LISTING
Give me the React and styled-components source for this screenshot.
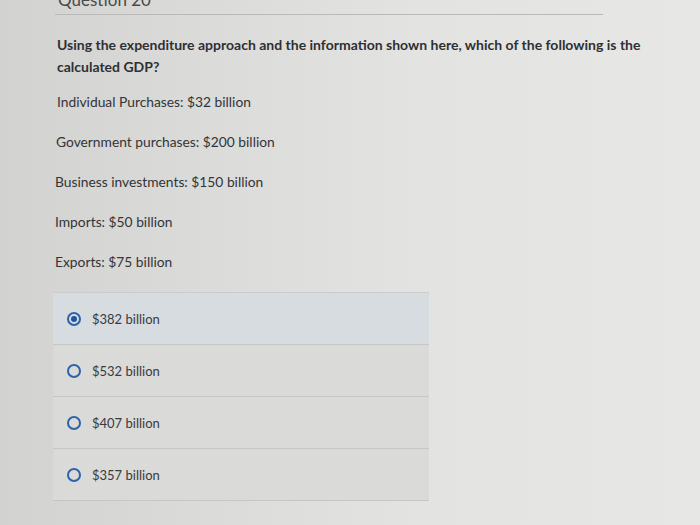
import styled, { createGlobalStyle } from "styled-components";

const Global = createGlobalStyle`
  html, body {
    margin: 0;
    padding: 0;
  }
  body {
    width: 700px;
    height: 525px;
    overflow: hidden;
    font-family: Lato, "Open Sans", Arial, sans-serif;
    background: linear-gradient(90deg, #d2d2d0 0%, #dbdbd9 30%, #e3e3e1 60%, #e7e7e5 100%);
    color: #303236;
  }
`;

const Page = styled.div`
  display: flex;
  flex-direction: column;
  padding: 0 0 0 55px;
  height: 525px;
  box-sizing: border-box;
`;

const Header = styled.div`
  height: 14px;
  width: 545px;
  display: flex;
  align-items: flex-end;
  overflow: hidden;
  border-bottom: 1px solid #b9b9b7;
  padding-left: 3px;
`;

const HeaderText = styled.span`
  font-size: 17px;
  line-height: 17px;
  margin-bottom: 6px;
  color: #4a4a4a;
`;

const Question = styled.p`
  margin: 19px 0 0 2px;
  width: 600px;
  font-size: 14px;
  font-weight: 700;
  line-height: 22px;
  color: #2e3034;
`;

const Facts = styled.div`
  display: flex;
  flex-direction: column;
  gap: 21px;
  margin-top: 14px;
`;

const Fact = styled.div`
  font-size: 13.8px;
  line-height: 19px;
  color: #323438;
  padding-left: ${(p) => p.$indent}px;
`;

const Options = styled.div`
  margin-top: 21px;
  width: 376px;
  margin-left: -2px;
  display: flex;
  flex-direction: column;
  border-top: 1px solid #cbcdcd;
`;

const Option = styled.label`
  display: flex;
  align-items: center;
  gap: 11px;
  height: 51px;
  padding-left: 14px;
  border-bottom: 1px solid #c6c6c4;
  background: ${(p) => (p.$selected ? "#d6dce0" : "#dadad8")};
  font-size: 13px;
  color: #393b3f;
`;

const Radio = styled.span`
  width: 10px;
  height: 10px;
  border-radius: 50%;
  border: 2px solid #2d63a8;
  display: flex;
  align-items: center;
  justify-content: center;
  &::after {
    content: "";
    width: 6px;
    height: 6px;
    border-radius: 50%;
    background: ${(p) => (p.$checked ? "#1f55a0" : "transparent")};
  }
`;

const facts = [
  ["Individual Purchases: $32 billion", 2],
  ["Government purchases: $200 billion", 1],
  ["Business investments: $150 billion", 0],
  ["Imports: $50 billion", -1],
  ["Exports: $75 billion", -2],
];

const options = ["$382 billion", "$532 billion", "$407 billion", "$357 billion"];

export default function App() {
  return (
    <>
      <Global />
      <Page>
        <Header>
          <HeaderText>Question 20</HeaderText>
        </Header>
        <Question>
          Using the expenditure approach and the information shown here, which of the following is the
          calculated GDP?
        </Question>
        <Facts>
          {facts.map(([t, i]) => (
            <Fact key={t} $indent={i}>
              {t}
            </Fact>
          ))}
        </Facts>
        <Options>
          {options.map((o, i) => (
            <Option key={o} $selected={i === 0}>
              <Radio $checked={i === 0} />
              {o}
            </Option>
          ))}
        </Options>
      </Page>
    </>
  );
}
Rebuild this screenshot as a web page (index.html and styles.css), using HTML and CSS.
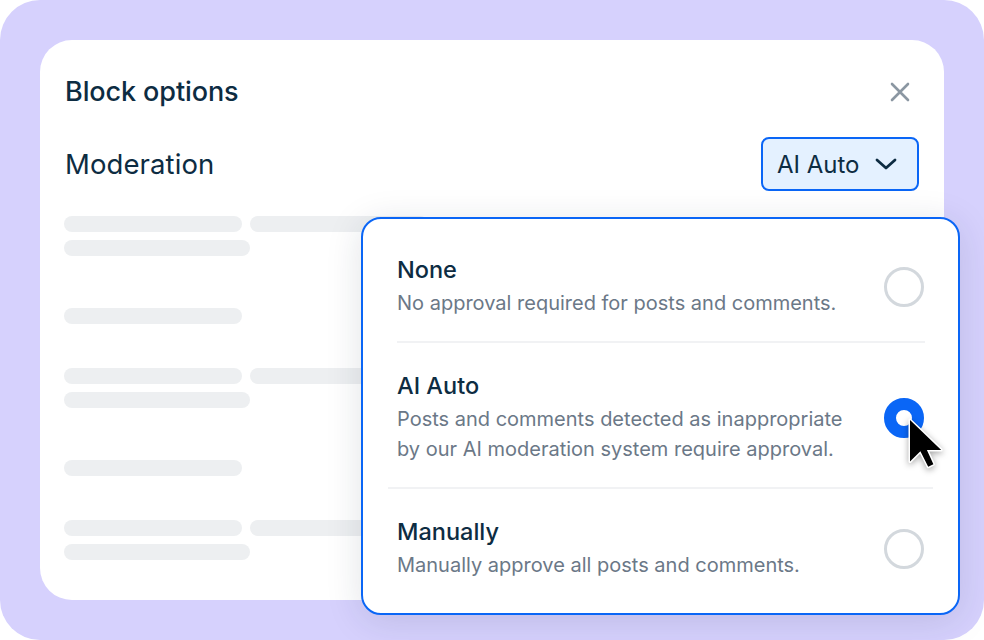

TASK GOAL
Check every line of the listing for the string "components" and report how many lines have it, as a number alone.

RESPONSE
2